Maddie: His parents had given speeches the night before at the rehearsal dinner. My brother spoke, Chris’s best friend spoke, and my parents both spoke. I feel like I’ve been at so many weddings where just the bride’s dad gives a speech, and my mom was like, “There is no way. We are both speaking.”
Chris: We wanted everyone to sit and eat, so there was a great band, led by Benny Benack III, playing during dinner and then we transitioned to a DJ, Kenan. I basically said, “Do whatever you want, man, I love your music. Make it wedding appropriate.”
Maddie: Our first dance was “You Send Me,” by Aretha Franklin. We had a father-daughter, mother-son dance — my dad and I started dancing, and then Chris and his mom joined halfway through, so it was just one song. We aren’t dancers, we wanted to keep it quick! Then the cake was from this woman called Nine Cakes. We both didn’t eat any cake, but I’m gluten free, and it was a gluten-free cake.

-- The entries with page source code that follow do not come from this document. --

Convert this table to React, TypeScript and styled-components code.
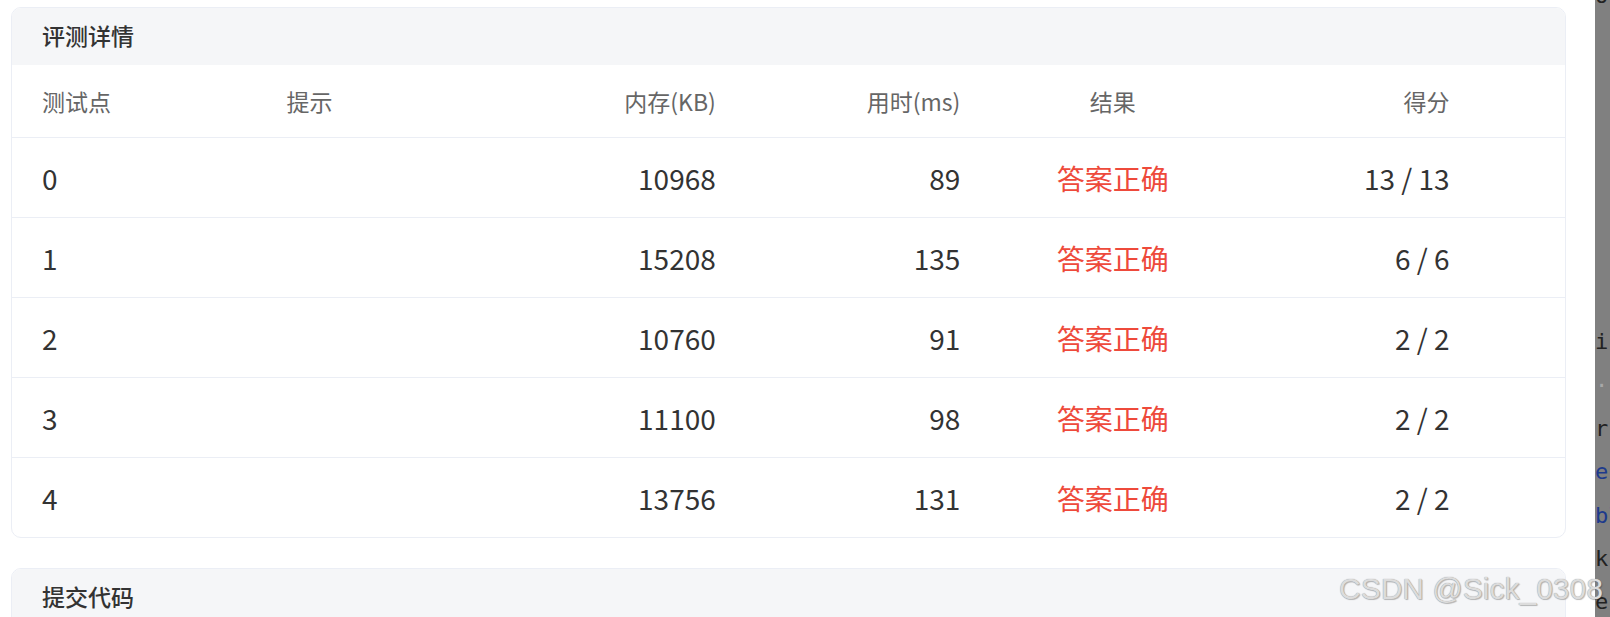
import React from "react";
import styled, { createGlobalStyle } from "styled-components";

const Global = createGlobalStyle`
  html, body { margin: 0; padding: 0; background: #ffffff; }
  body {
    width: 1610px;
    height: 617px;
    overflow: hidden;
    font-family: "Noto Sans CJK SC", "Noto Sans", sans-serif;
  }
`;

const Page = styled.div`
  display: flex;
  width: 1610px;
  height: 617px;
  overflow: hidden;
  position: relative;
`;

const Main = styled.main`
  flex: 0 0 1595px;
  box-sizing: border-box;
  padding: 7px 29px 0 11px;
  display: flex;
  flex-direction: column;
  gap: 30px;
`;

const Card = styled.section`
  border: 1px solid #ebeef5;
  border-radius: 10px;
  overflow: hidden;
  background: #ffffff;
  flex-shrink: 0;
`;

const CardTitle = styled.div`
  height: 57px;
  box-sizing: border-box;
  display: flex;
  align-items: center;
  padding: 0 30px 3px;
  background: #f5f6f8;
  color: #333333;
  font-size: 23px;
  font-weight: 500;
`;

const Row = styled.div<{ $head?: boolean }>`
  display: grid;
  grid-template-columns: repeat(6, 244.6px) 1fr;
  height: ${(p) => (p.$head ? "72px" : "79px")};
  border-top: ${(p) => (p.$head ? "none" : "1px solid #ebeef5")};
  font-size: ${(p) => (p.$head ? "23px" : "28px")};
  color: ${(p) => (p.$head ? "#666666" : "#333333")};
`;

const Cell = styled.div<{ $align?: "left" | "right" | "center"; $ok?: boolean }>`
  display: flex;
  align-items: center;
  padding: 0 30px;
  justify-content: ${(p) =>
    p.$align === "right" ? "flex-end" : p.$align === "center" ? "center" : "flex-start"};
  color: ${(p) => (p.$ok ? "#ee4a3b" : "inherit")};
  white-space: nowrap;
`;

const Strip = styled.aside`
  flex: 1 0 auto;
  background: #808080;
  overflow: hidden;
  display: flex;
  flex-direction: column;
  font-family: "DejaVu Sans Mono", "Liberation Mono", monospace;
  font-size: 22px;
`;

const CodeLines = styled.div`
  margin-top: -26px;
  display: flex;
  flex-direction: column;
`;

const CodeLine = styled.div<{ $tone?: "blue" | "dim" }>`
  height: 43.3px;
  line-height: 43.3px;
  white-space: pre;
  color: ${(p) => (p.$tone === "blue" ? "#1d3a8c" : p.$tone === "dim" ? "#a8a8a8" : "#222222")};
`;

const Watermark = styled.div`
  position: absolute;
  left: 1339px;
  top: 574px;
  font-family: "Liberation Sans", Arial, sans-serif;
  font-size: 30px;
  line-height: 30px;
  color: #dcdcdc;
  text-shadow: 0 0 1px #8a8a8a, 1px 1px 1px rgba(0, 0, 0, 0.25);
  white-space: nowrap;
  pointer-events: none;
`;

type Case = { id: number; mem: number; time: number; score: string };

const cases: Case[] = [
  { id: 0, mem: 10968, time: 89, score: "13 / 13" },
  { id: 1, mem: 15208, time: 135, score: "6 / 6" },
  { id: 2, mem: 10760, time: 91, score: "2 / 2" },
  { id: 3, mem: 11100, time: 98, score: "2 / 2" },
  { id: 4, mem: 13756, time: 131, score: "2 / 2" },
];

const codeLines: { t: string; tone?: "blue" | "dim" }[] = [
  { t: "o" },
  { t: "" },
  { t: "" },
  { t: "" },
  { t: "" },
  { t: "" },
  { t: "" },
  { t: "" },
  { t: "i" },
  { t: "·", tone: "dim" },
  { t: "r" },
  { t: "e", tone: "blue" },
  { t: "bl", tone: "blue" },
  { t: "k" },
  { t: "e" },
];

export default function App() {
  return (
    <>
      <Global />
      <Page>
        <Main>
          <Card>
            <CardTitle>评测详情</CardTitle>
            <Row $head>
              <Cell>测试点</Cell>
              <Cell>提示</Cell>
              <Cell $align="right">内存(KB)</Cell>
              <Cell $align="right">用时(ms)</Cell>
              <Cell $align="center">结果</Cell>
              <Cell $align="right">得分</Cell>
              <Cell />
            </Row>
            {cases.map((c) => (
              <Row key={c.id}>
                <Cell>{c.id}</Cell>
                <Cell />
                <Cell $align="right">{c.mem}</Cell>
                <Cell $align="right">{c.time}</Cell>
                <Cell $align="center" $ok>
                  答案正确
                </Cell>
                <Cell $align="right">{c.score}</Cell>
                <Cell />
              </Row>
            ))}
          </Card>
          <Card>
            <CardTitle>提交代码</CardTitle>
          </Card>
        </Main>
        <Strip>
          <CodeLines>
            {codeLines.map((l, i) => (
              <CodeLine key={i} $tone={l.tone}>
                {l.t}
              </CodeLine>
            ))}
          </CodeLines>
        </Strip>
        <Watermark>CSDN @Sick_0308</Watermark>
      </Page>
    </>
  );
}
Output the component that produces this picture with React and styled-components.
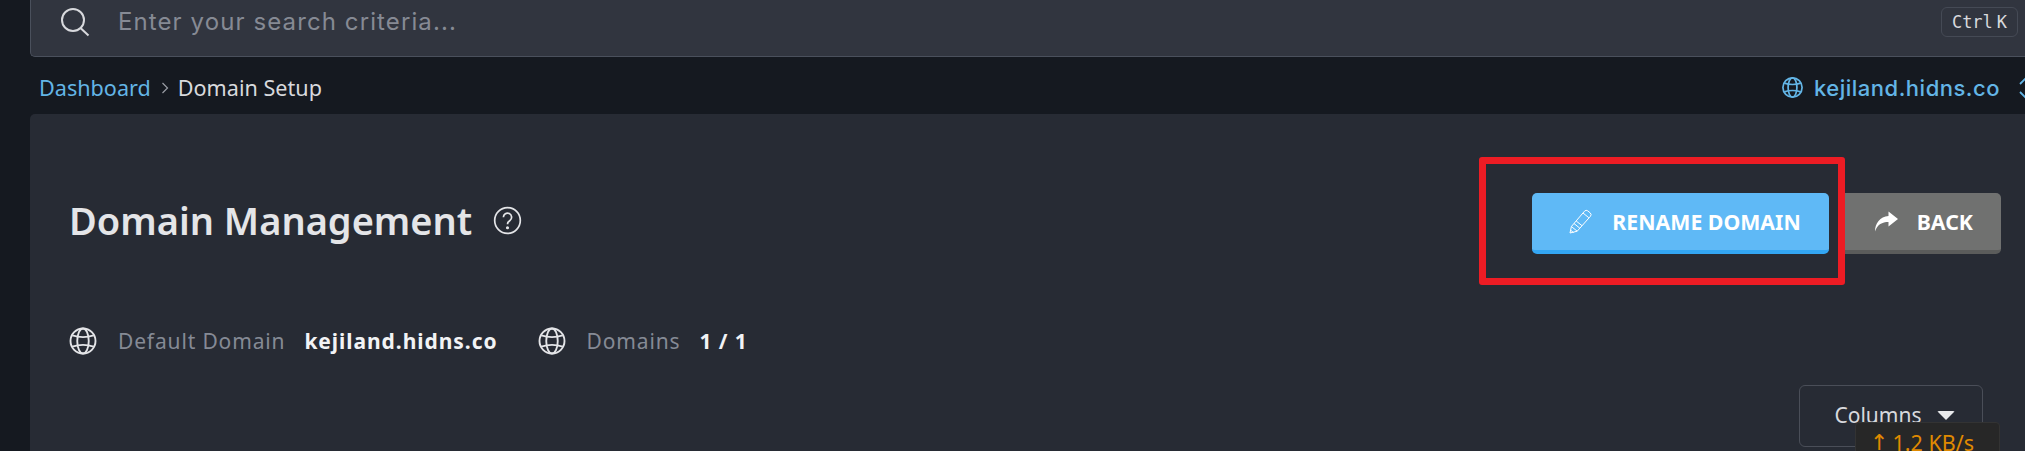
import React from 'react';
import styled, { createGlobalStyle } from 'styled-components';

const GlobalStyle = createGlobalStyle`
  html, body {
    margin: 0;
    padding: 0;
    width: 2025px;
    height: 451px;
    overflow: hidden;
    background: #151920;
    font-family: "Noto Sans", sans-serif;
  }
  * { box-sizing: border-box; }
`;

const Page = styled.div`
  position: relative;
  width: 2025px;
  height: 451px;
  display: flex;
  overflow: hidden;
`;

const Rail = styled.div`
  width: 30px;
  flex: none;
  background: #151920;
`;

const Main = styled.div`
  flex: 1;
  min-width: 0;
  display: flex;
  flex-direction: column;
`;

const SearchBar = styled.div`
  height: 57px;
  display: flex;
  align-items: center;
  padding: 0 7px 13px 29px;
  background: #31353f;
  border: 1px solid #4a505c;
  border-width: 0 0 1px 1px;
  border-bottom-left-radius: 5px;
`;

const SearchIcon = styled.svg`
  width: 30px;
  height: 30px;
  flex: none;
  color: #d8d9dd;
`;

const SearchText = styled.div`
  flex: 1;
  margin-left: 28px;
  font-family: Inter, "Noto Sans", sans-serif;
  font-size: 24px;
  letter-spacing: 1.1px;
  color: #868a94;
`;

const Kbd = styled.div`
  width: 77px;
  height: 30px;
  display: flex;
  align-items: center;
  justify-content: center;
  gap: 4px;
  border: 1px solid #454a55;
  border-radius: 6px;
  font-family: "DejaVu Sans Mono", monospace;
  font-size: 17px;
  color: #d8d9dd;
`;

const Crumbs = styled.div`
  height: 57px;
  display: flex;
  align-items: center;
  padding: 4px 0 0 9px;
  font-size: 21.6px;
  color: #d8d9dd;
`;

const CrumbLink = styled.span`
  color: #63b5e6;
`;

const CrumbSep = styled.svg`
  width: 12px;
  height: 12px;
  margin: 0 7px 0 8px;
  color: #9a9da5;
`;

const Site = styled.div`
  margin-left: auto;
  margin-right: -11px;
  display: flex;
  align-items: center;
  gap: 10px;
  font-family: Inter, "Noto Sans", sans-serif;
  font-size: 22px;
  font-weight: 500;
  letter-spacing: 0.5px;
  color: #63b5e6;
`;

const ChevronIcon = styled.svg`
  margin-left: 4px;
`;

const Panel = styled.div`
  flex: 1;
  background: #272b34;
  border-radius: 5px 0 0 0;
  padding: 0 42px 0 39px;
`;

const HeaderRow = styled.div`
  height: 212px;
  display: flex;
  align-items: center;
  justify-content: space-between;
`;

const TitleGroup = styled.div`
  display: flex;
  align-items: center;
  gap: 21px;
`;

const Title = styled.h1`
  margin: 0;
  font-size: 38px;
  font-weight: 600;
  color: #e4e5e8;
`;

const Actions = styled.div`
  display: flex;
  gap: 9px;
  margin-right: -18px;
  margin-top: 7px;
`;

const ActionButton = styled.button`
  height: 61px;
  display: flex;
  align-items: center;
  gap: 19px;
  padding: 0 28px 0 36px;
  border: 0;
  border-bottom: 4px solid ${(p) => p.$edge};
  border-radius: 5px;
  background: ${(p) => p.$fill};
  color: #fff;
  font-family: "Noto Sans", sans-serif;
  font-size: 21.3px;
  font-weight: 700;
`;

const Stats = styled.div`
  display: flex;
  align-items: center;
  margin-left: -1px;
`;

const StatIcon = styled.svg`
  width: 30px;
  height: 30px;
  color: #e4e5e8;
`;

const StatLabel = styled.span`
  margin-left: 20px;
  font-size: 21px;
  letter-spacing: 0.85px;
  color: #858a95;
`;

const StatValue = styled.span`
  margin-left: 19px;
  margin-right: 39px;
  font-size: 21px;
  font-weight: 700;
  letter-spacing: 0.95px;
  color: #f2f3f5;
`;

const ColumnsRow = styled.div`
  display: flex;
  justify-content: flex-end;
  margin-top: 29px;
`;

const ColumnsButton = styled.div`
  width: 184px;
  height: 62px;
  display: flex;
  align-items: center;
  justify-content: center;
  gap: 15px;
  padding: 0 0 2px 7px;
  border: 1px solid #4a4e58;
  border-radius: 6px;
  font-size: 21px;
  color: #d8d9dd;
`;

const Caret = styled.span`
  width: 0;
  height: 0;
  border-left: 9px solid transparent;
  border-right: 9px solid transparent;
  border-top: 9px solid #e8e9eb;
  border-radius: 2px;
`;

const Speed = styled.div`
  position: absolute;
  left: 1855px;
  top: 422px;
  width: 145px;
  height: 40px;
  display: flex;
  gap: 4px;
  padding: 5px 0 0 14px;
  background: #272727;
  border: 1px solid #333;
  border-radius: 4px;
  font-size: 21.5px;
  color: #e08a00;
`;

const SpeedArrow = styled.span`
  font-family: "DejaVu Sans", sans-serif;
  font-size: 22px;
  line-height: 29px;
`;

// the hand-drawn highlight on the screenshot
const Highlight = styled.div`
  position: absolute;
  left: 1479px;
  top: 157px;
  width: 366px;
  height: 128px;
  border: 7px solid #ed1c24;
  border-radius: 3px;
  pointer-events: none;
`;

function Globe() {
  return (
    <>
      <circle cx="12" cy="12" r="10" />
      <ellipse cx="12" cy="12" rx="4.6" ry="10" />
      <path d="M3.4 7.5c5 1.6 12.2 1.6 17.2 0M3.4 16.5c5-1.6 12.2-1.6 17.2 0" />
    </>
  );
}

export default function App() {
  return (
    <Page>
      <GlobalStyle />
      <Rail />
      <Main>
        <SearchBar>
          <SearchIcon viewBox="0 0 30 30" fill="none" stroke="currentColor" strokeWidth="2">
            <circle cx="13" cy="13" r="11" />
            <path d="M20.5 21l8 7.5" />
          </SearchIcon>
          <SearchText>Enter your search criteria...</SearchText>
          <Kbd>
            <span>Ctrl</span>
            <span>K</span>
          </Kbd>
        </SearchBar>
        <Crumbs>
          <CrumbLink>Dashboard</CrumbLink>
          <CrumbSep viewBox="0 0 12 12" fill="none" stroke="currentColor" strokeWidth="1.2">
            <path d="M3.5 1l5 5-5 5" />
          </CrumbSep>
          Domain Setup
          <Site>
            <svg width="23" height="23" viewBox="0 0 24 24" fill="none" stroke="currentColor" strokeWidth="1.8">
              <Globe />
            </svg>
            kejiland.hidns.co
            <ChevronIcon width="22" height="28" viewBox="0 0 22 28" fill="none" stroke="currentColor" strokeWidth="1.8">
              <path d="M6 10l6-6 6 6M6 18l6 6 6-6" />
            </ChevronIcon>
          </Site>
        </Crumbs>
        <Panel>
          <HeaderRow>
            <TitleGroup>
              <Title>Domain Management</Title>
              <svg width="29" height="29" viewBox="0 0 24 24" fill="none" stroke="#e4e5e8" strokeWidth="1.4">
                <circle cx="12" cy="12" r="10.6" />
                <path d="M8.6 9.3a3.4 3.4 0 1 1 5.4 2.7c-1.2.8-2 1.5-2 3" />
                <circle cx="12" cy="18" r=".6" fill="#e4e5e8" />
              </svg>
            </TitleGroup>
            <Actions>
              <ActionButton $fill="#5fb9f6" $edge="#33a6f3">
                <svg width="25" height="25" viewBox="0 0 23 25" fill="none" stroke="#fff" strokeWidth="1" strokeLinejoin="round">
                  <path d="M1 24l1.4-6.5L15.5 2.2a2.4 2.4 0 0 1 3.3-.3l2.4 2a2.4 2.4 0 0 1 .3 3.3L8.2 22.2z" />
                  <path d="M2.4 17.5l5.8 4.7M5 14.5l5.8 4.7M7.2 12l5.8 4.7M14 4l5.8 4.7M1.6 21.2l3 2.4" />
                </svg>
                RENAME DOMAIN
              </ActionButton>
              <ActionButton $fill="#707170" $edge="#5b5c5b">
                <svg width="24" height="21" viewBox="0 0 24 20" fill="#fff">
                  <path d="M14.5 0L24 7.5 14.5 15v-4.4C8 10.6 3.6 13 1 20 1 12 6 5.4 14.5 4.6z" />
                </svg>
                BACK
              </ActionButton>
            </Actions>
          </HeaderRow>
          <Stats>
            <StatIcon viewBox="0 0 24 24" fill="none" stroke="currentColor" strokeWidth="1.5">
              <Globe />
            </StatIcon>
            <StatLabel>Default Domain</StatLabel>
            <StatValue>kejiland.hidns.co</StatValue>
            <StatIcon viewBox="0 0 24 24" fill="none" stroke="currentColor" strokeWidth="1.5">
              <Globe />
            </StatIcon>
            <StatLabel>Domains</StatLabel>
            <StatValue>1 / 1</StatValue>
          </Stats>
          <ColumnsRow>
            <ColumnsButton>
              Columns
              <Caret />
            </ColumnsButton>
          </ColumnsRow>
        </Panel>
      </Main>
      <Highlight />
      <Speed>
        <SpeedArrow>↑</SpeedArrow>
        1.2 KB/s
      </Speed>
    </Page>
  );
}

Chris: Because we were basically married on Halloween, it was a little Halloween dark-chocolate cake. It was supposedly delicious. Everyone was dancing, the music was incredible, the bar was flowing, so we didn’t want to make a big thing of the cake-cutting. After a couple hours upstairs with Kenan, we went back downstairs to this speakeasy lounge thing.
Maddie: My brother DJ-ed the afterparty, and we were surprised by how many people went — everyone went, Howie and my parents definitely did, although I don’t remember if Bobbi stayed, actually. We had a ton of Halloween candy, then we ordered pizza.